Explosion de la station service

       Quand aux acteurs, ceux-ci sont inexpressifs à souhait, comme d’habitude dans un film de Cronenberg mais paradoxalement cela en renforce l’impact qui rend cet aspect froid et austère si cher au réalisateur. Le film baigne dans des teintes grises et pluvieuses. Même d'ailleurs Patrick Mc Goohan, (« Le Prisonnier » n°6 ou le directeur de la prison dans «L’Evadé d’Alcatrazz » avec Clint  Eastwood) adopte le style glacial dans son personnage. Le plus vivant des acteurs est sans conteste Michael Ironside, très animé et excité dans son rôle de dément. Il vole la vedette facilement aux autres principaux acteurs. Etrange d’ailleurs que son nom ne figure même pas sur la jaquette du dvd. L’affiche du film est quand à elle superbe, puissante et indique tout à fait le style auquel il faut s’attendre. Elle représente le combat final entre « le méchant et le gentil » et n’a d’ailleurs été que très peu modifiée au fil des différentes éditions. C’est un must en matière d’affiches de cinéma.
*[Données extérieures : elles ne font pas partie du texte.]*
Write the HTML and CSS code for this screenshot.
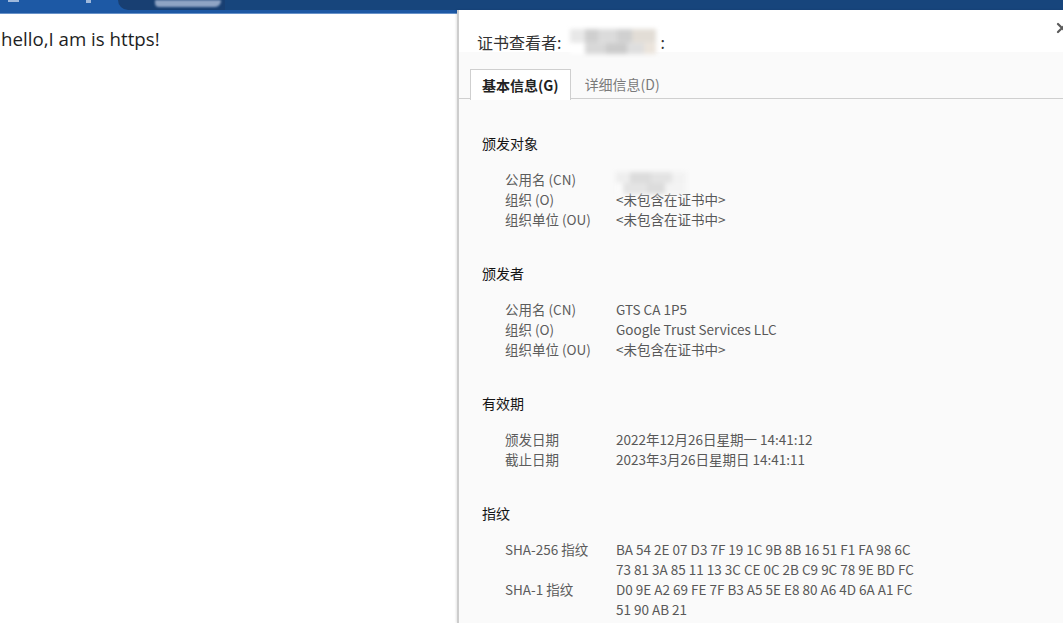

La musique est signée Howard Shore dont c’est la première collaboration avec Cronenberg. Ce dernier fera d'ailleurs appel à ce compositeur pour tous les films suivants dont la musique se marie parfaitement aux scènes glaciales et sombres. Howard Shore donnera une dimension tout à fait intense et nouvelle en se dégageant totalement des hits actuels recollés sur des blockbusters, et la musique semble également intemporelle, intégrant avec une homogénéité totale les films du cinéaste. Cronenberg insistera également pour que Shore s’imprègne des scénarii dont il sera pour la plupart du temps le premier lecteur et à chaque stade du développement du film, une interaction entre les deux hommes s’effectuera avant même l’existence des premiers bouts de pellicules. Shore intervient alors de manière très professionnelle en se projetant dans le monde de Cronenberg et en ayant un œil très avisé dès les premiers bouts de rushs.

 

 

Autre affiche du film en cassette vidéo

    « Scanners » fait actuellement l’objet d’un remake U.S. dont les premiers bouts de la pellicule ont été tournés en 2002. Il a aussi bénéficié de suites, sans réel intérêt (« Scanners 2 », « Scanners 3 ») et de deux séquelles (« Scanner Cop » et « Scanner Cop 2 »). En 1980, « Scanners » était  premier au box-office Amérique du Nord.